Collect all the lines that mention the word "screenshot".

RECORDS SUPPLIED
○ ○ ○ ○

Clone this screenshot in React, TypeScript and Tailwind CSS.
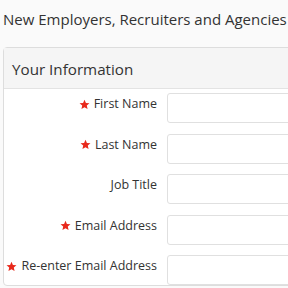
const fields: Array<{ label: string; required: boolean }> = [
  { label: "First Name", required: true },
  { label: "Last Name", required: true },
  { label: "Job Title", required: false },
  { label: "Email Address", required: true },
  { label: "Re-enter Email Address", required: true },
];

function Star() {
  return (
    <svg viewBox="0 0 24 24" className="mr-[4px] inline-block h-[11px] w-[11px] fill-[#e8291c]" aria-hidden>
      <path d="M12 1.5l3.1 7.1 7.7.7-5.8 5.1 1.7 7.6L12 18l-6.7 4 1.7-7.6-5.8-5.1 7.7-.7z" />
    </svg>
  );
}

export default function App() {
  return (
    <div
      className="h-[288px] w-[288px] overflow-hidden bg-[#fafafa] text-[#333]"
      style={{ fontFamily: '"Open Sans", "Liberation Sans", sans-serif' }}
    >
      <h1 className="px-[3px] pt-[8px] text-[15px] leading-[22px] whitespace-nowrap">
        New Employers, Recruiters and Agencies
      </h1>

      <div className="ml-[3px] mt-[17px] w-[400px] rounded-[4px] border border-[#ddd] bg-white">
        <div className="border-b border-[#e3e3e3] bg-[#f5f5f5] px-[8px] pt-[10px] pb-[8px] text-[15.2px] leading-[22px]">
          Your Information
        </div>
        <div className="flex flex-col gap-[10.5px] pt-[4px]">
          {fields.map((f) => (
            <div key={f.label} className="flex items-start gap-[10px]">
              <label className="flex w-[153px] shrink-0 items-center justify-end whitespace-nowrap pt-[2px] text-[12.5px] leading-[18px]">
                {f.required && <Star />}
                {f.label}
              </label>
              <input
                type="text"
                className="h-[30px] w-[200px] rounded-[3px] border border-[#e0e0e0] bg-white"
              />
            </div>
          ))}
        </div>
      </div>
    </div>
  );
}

○ ○ ○ ○

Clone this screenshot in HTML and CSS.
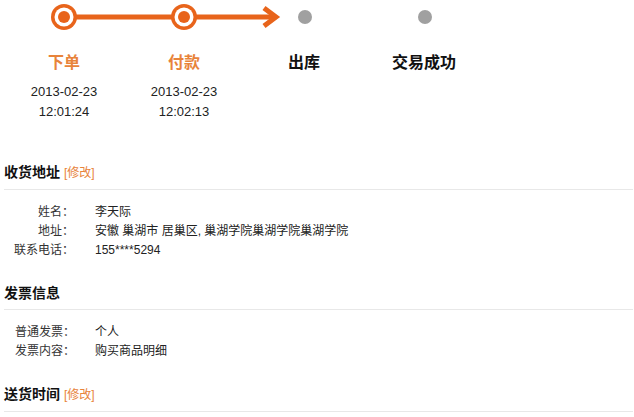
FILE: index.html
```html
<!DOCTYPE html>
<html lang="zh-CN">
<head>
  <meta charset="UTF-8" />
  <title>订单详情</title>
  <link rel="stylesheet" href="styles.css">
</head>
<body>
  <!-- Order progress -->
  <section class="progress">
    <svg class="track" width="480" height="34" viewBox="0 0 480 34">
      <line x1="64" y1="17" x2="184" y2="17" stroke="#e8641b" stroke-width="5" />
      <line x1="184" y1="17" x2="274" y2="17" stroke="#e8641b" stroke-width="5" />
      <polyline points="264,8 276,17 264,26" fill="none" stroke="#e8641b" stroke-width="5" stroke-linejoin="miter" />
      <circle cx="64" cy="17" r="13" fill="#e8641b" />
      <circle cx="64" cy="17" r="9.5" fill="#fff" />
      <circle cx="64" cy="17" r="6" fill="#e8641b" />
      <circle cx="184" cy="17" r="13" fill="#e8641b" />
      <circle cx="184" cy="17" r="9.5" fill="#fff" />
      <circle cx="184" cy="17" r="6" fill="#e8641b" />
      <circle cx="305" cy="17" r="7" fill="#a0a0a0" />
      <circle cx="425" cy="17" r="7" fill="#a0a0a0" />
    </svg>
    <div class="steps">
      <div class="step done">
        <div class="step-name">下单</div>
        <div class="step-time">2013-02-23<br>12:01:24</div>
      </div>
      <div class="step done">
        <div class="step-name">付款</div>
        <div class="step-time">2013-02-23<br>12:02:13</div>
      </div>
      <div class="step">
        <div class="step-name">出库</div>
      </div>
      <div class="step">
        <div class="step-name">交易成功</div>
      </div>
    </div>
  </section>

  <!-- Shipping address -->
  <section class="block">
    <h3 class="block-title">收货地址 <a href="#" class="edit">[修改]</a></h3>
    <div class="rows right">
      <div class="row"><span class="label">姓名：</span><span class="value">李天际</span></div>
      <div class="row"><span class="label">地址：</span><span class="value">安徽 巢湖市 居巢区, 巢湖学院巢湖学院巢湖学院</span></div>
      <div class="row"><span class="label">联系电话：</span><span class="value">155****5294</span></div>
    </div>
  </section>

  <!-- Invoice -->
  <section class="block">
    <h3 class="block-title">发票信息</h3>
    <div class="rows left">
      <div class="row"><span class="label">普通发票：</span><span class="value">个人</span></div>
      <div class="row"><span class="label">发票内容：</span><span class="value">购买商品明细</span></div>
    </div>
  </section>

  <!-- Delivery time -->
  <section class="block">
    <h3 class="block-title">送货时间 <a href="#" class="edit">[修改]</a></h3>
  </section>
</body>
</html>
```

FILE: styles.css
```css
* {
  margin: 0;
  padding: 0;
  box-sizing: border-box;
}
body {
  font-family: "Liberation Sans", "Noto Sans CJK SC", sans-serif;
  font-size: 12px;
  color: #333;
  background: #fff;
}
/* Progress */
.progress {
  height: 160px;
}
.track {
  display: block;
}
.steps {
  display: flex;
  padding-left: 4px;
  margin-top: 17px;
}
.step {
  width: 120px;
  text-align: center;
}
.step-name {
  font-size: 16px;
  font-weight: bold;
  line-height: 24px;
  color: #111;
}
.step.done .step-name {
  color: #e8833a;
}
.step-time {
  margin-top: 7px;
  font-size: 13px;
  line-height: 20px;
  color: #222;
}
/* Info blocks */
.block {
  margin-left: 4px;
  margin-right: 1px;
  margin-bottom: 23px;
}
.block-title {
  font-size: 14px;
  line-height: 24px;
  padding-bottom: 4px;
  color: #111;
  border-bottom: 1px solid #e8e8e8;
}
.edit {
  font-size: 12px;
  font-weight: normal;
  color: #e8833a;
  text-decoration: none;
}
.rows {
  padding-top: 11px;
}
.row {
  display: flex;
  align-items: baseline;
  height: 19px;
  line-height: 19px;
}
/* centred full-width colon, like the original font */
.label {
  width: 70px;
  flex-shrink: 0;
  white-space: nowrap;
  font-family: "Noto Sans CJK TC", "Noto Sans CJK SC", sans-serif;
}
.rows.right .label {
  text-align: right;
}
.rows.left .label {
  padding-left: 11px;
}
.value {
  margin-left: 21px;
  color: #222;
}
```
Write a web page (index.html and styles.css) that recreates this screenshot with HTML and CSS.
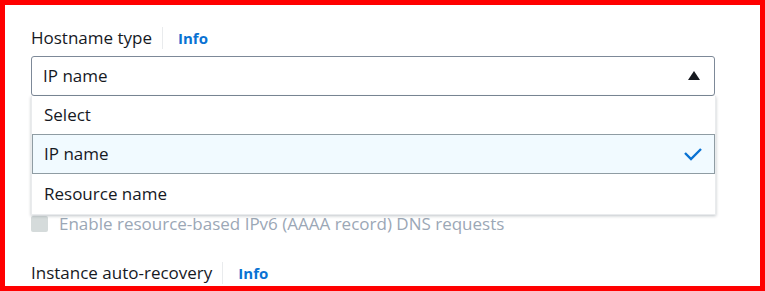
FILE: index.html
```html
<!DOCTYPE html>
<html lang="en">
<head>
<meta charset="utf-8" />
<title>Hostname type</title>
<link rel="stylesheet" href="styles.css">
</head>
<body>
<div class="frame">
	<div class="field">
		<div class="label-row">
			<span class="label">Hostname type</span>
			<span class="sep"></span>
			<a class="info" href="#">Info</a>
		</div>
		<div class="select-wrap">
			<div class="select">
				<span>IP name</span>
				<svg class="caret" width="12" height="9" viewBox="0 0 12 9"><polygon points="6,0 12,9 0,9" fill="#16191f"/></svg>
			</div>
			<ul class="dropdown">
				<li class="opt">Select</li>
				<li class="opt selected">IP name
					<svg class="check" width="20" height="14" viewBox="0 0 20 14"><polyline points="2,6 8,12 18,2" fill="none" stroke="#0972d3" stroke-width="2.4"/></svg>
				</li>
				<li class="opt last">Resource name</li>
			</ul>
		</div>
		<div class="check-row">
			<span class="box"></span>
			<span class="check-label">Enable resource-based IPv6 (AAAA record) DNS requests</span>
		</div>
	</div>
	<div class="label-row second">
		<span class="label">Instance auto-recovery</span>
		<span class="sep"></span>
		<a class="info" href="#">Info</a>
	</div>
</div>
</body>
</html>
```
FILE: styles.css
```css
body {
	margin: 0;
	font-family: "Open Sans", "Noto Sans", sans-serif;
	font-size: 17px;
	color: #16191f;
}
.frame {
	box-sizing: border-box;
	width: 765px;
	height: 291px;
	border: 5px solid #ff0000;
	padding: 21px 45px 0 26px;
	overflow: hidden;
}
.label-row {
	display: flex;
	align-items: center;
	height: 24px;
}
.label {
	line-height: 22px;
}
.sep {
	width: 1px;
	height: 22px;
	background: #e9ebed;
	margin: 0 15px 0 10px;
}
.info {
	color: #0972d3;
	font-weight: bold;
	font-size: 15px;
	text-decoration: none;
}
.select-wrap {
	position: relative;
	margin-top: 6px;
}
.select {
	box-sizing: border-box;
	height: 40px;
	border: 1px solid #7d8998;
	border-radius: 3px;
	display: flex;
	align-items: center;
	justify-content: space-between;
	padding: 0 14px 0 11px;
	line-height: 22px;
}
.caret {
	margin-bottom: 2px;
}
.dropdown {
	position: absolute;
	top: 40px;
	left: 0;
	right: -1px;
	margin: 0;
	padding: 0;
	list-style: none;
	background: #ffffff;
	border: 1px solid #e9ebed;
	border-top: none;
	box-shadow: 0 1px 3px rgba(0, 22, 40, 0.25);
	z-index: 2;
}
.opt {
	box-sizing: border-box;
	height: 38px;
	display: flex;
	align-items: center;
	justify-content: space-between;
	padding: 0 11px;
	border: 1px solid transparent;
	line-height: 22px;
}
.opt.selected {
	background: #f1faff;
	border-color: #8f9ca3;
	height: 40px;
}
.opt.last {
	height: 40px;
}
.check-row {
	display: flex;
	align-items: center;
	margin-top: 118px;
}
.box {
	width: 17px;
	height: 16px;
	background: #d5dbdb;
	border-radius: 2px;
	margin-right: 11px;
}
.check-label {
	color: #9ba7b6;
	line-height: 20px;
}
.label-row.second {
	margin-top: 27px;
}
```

○ ○ ○ ○

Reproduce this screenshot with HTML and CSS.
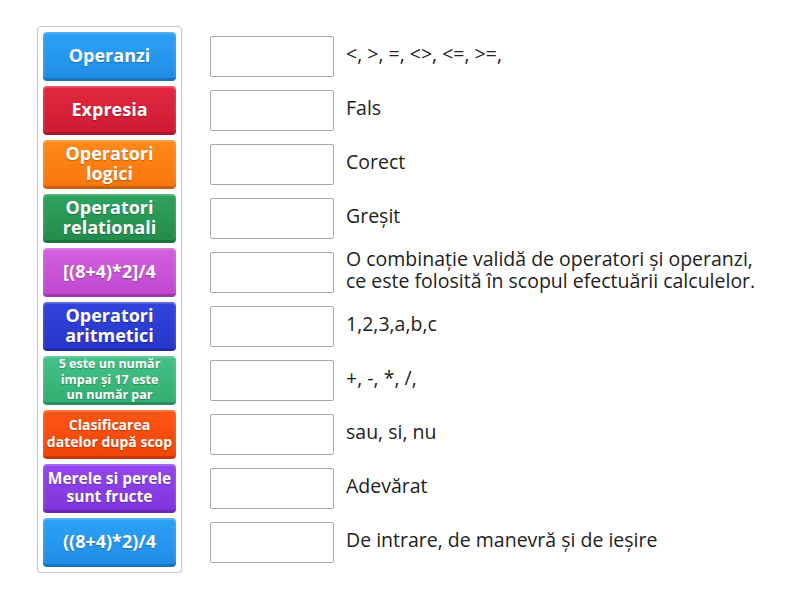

○ ○ ○ ○

ANSWER IN FULL
Clone this screenshot in React, TypeScript and Tailwind CSS.
Clone this screenshot in HTML and CSS.
Write a web page (index.html and styles.css) that recreates this screenshot with HTML and CSS.
Reproduce this screenshot with HTML and CSS.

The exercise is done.